Apotheken müssen eine weitestgehend vertrauliche Beratung sicherstellen. Das Landgericht Wuppertal (LG) interpretierte diese Vorgabe so, dass ein separates Beratungszimmer keine Pflicht ist und eine Apotheke daher damit werben darf. Doch ganz so einfach ist es nicht: Denn für einige Apotheken ist ein abgetrennter Raum durchaus Pflicht. Die Regelungen unterscheiden sich von Bundesland zu Bundesland.
In Sachsen-Anhalt beispielsweise ist laut Pharmazierat Rolf-Dieter Schäfer ein durch Türen abgetrennter Beratungsbereich seit Frühjahr für alle Apotheken Pflicht. Die meisten verfügten ohnehin schon über einen zusätzlichen Raum oder – falls das baulich nicht möglich ist – über eine Sondergenehmigung, so Schäfer. Bis Ende des Jahres müssten die Apotheken die neue Vorgabe umsetzen.
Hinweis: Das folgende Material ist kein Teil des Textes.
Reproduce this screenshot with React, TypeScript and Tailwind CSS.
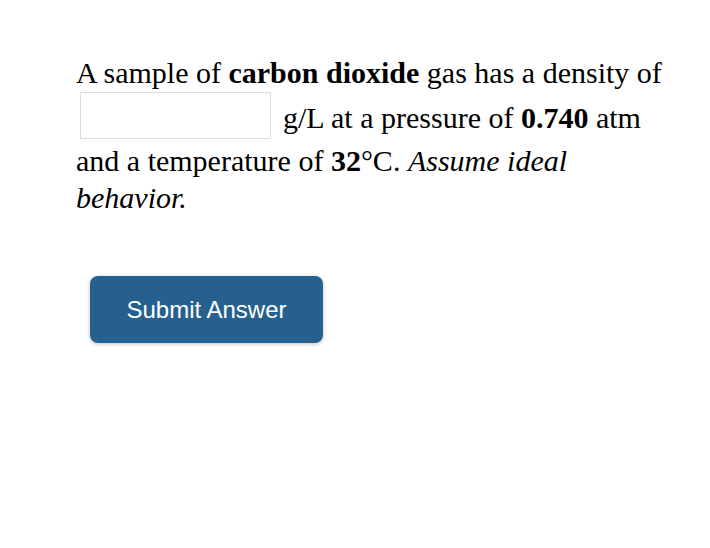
export default function App() {
  return (
    <div className="w-[710px] h-[548px] bg-white">
      <div className="pl-[76px] pt-[54px]">
        <p
          className="text-[30px] leading-[37px] text-black whitespace-nowrap"
          style={{ fontFamily: '"Liberation Serif", "Times New Roman", serif' }}
        >
          A sample of <b>carbon dioxide</b> gas has a density of
          <br />
          <span className="inline-block align-[-14px] mt-[1px] mb-[3px] ml-[4px] mr-[12px] w-[191px] h-[47px] border border-[#dcdcdc] bg-white"></span>
          g/L at a pressure of <b>0.740</b> atm
          <br />
          and a temperature of <b>32</b>°C. <i>Assume ideal</i>
          <br />
          <i>behavior.</i>
        </p>
        <button
          className="mt-[60px] ml-[14px] w-[233px] h-[67px] rounded-[8px] bg-[#26608f] text-white text-[24px] shadow-[0_1px_4px_rgba(0,0,0,0.25)]"
          style={{ fontFamily: '"Liberation Sans", Arial, sans-serif' }}
        >
          Submit Answer
        </button>
      </div>
    </div>
  );
}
Ulrich Ströh, Pharmazierat in Schleswig-Holstein, erklärt hingegen, in seinem Bezirk sei ein Beratungsraum keine Pflicht. Allerdings müsse die Möglichkeit einer diskreten Beratung geschaffen werde. Diese Vorgabe sei erfüllt, wenn ein ausreichender Sicht- und Schallschutz gewährleistet werde. Besonders ältere Apotheken, die über keinen eigenen Raum verfügen, nutzen nach seinen Angaben etwa eine spanische Wand – in einer Apotheke auch in Kombination mit einem großen Aquarium.
Für den Berliner Pharmazierat Dr. Detlef Glaß ergibt sich die Pflicht zum Beratungsraum indirekt aus der Apothekenbetriebsordnung (ApBetrO): Schließlich sei eine Beratung etwa zu Kompressionsstrümpfen nur in einem eigenen Raum möglich. Letztlich hänge es vom Leistungsangebot der Apotheke ab, ob ein abgetrennter Raum benötigt werde.
Dem stimmt Ströh zu: Entscheidend sei, dass der Beratungsbereich den Anforderungen entspreche. Zwei Stühle in der Offizin seien nicht ausreichend, ein Paravent oder Aquarium allerdings schon – zumindest wenn keine Kompressionsstrümpfe angemessen würden. „Ein Raum muss es nicht sein, wenn der Schall- und Sichtschutz auch mit anderen Maßnahmen erreicht werden kann“, so sein Fazit.
Ein separater Beratungsraum muss zwingend über die Offizin zugänglich sein, die übrigen Betriebsräume dürfen Patienten nicht betreten. Das schließt in der Praxis auch das Nachtdienstzimmer aus. Wäre dieses über die Offizin zu erreichen, könnten Patienten auch dort beraten werden. Diese Überlegung ist aber eher theoretischer Natur: Glaß kennt keine einzige Apotheke in Berlin, in der das Nachtdienstzimmer zugänglich ist.
Ein Beratungszimmer entbindet die Apotheker allerdings nicht, auch am HV-Tisch die nötige Diskretion sicherzustellen. Glaß empfiehlt einen Abstand zwischen 1,70 und 2 Meter zwischen den einzelnen Bedienplätzen. In vielen, besonders den älteren Apotheken in Berlin sei diese Vorgabe aber noch nicht erfüllt. Sie müssten dann entweder den Abstand vergrößern – und gegebenenfalls auf eine Kasse verzichten – oder Schallschutzwände zwischen den Kassen installieren.
Auch Ströh erlebt bei seiner Arbeit große Unterschiede zwischen den Apothekengenerationen: In Apotheken, die noch nach der ApBetrO von 1904 gebaut worden seien, sei meist kein Beratungsraum vorgesehen, während die neueren Apotheken die Anforderungen erfüllten.
Anders als in Berlin, wo laut Glaß etwa alle fünf Jahre eine Begehung durchgeführt wird, werden Apotheken in Schleswig-Holstein etwa alle zwei Jahre kontrolliert. Durch dieses engmaschige Netz sei das Problem der vertraulichen Beratung inzwischen weitgehend gelöst, so Ströh. Zwei Stühle in der Offizin – das gebe es nicht mehr.
In dem Verfahren vor dem LG Wuppertal ging es um die Frage, ob eine Apotheke mit einem „diskreten Beratungsbereich“ werben darf oder ob das eine Selbstverständlichkeit sei, wie die klagende Wettbewerbszentrale meint. Die Apotheke verfügte über einen Beratungsraum, der durch zwei Wände und Türen vollständig von der Offizin abgetrennt ist – aus Sicht der Richter ein über das von der ApBetrO geforderte Maß hinausgehendes Angebot.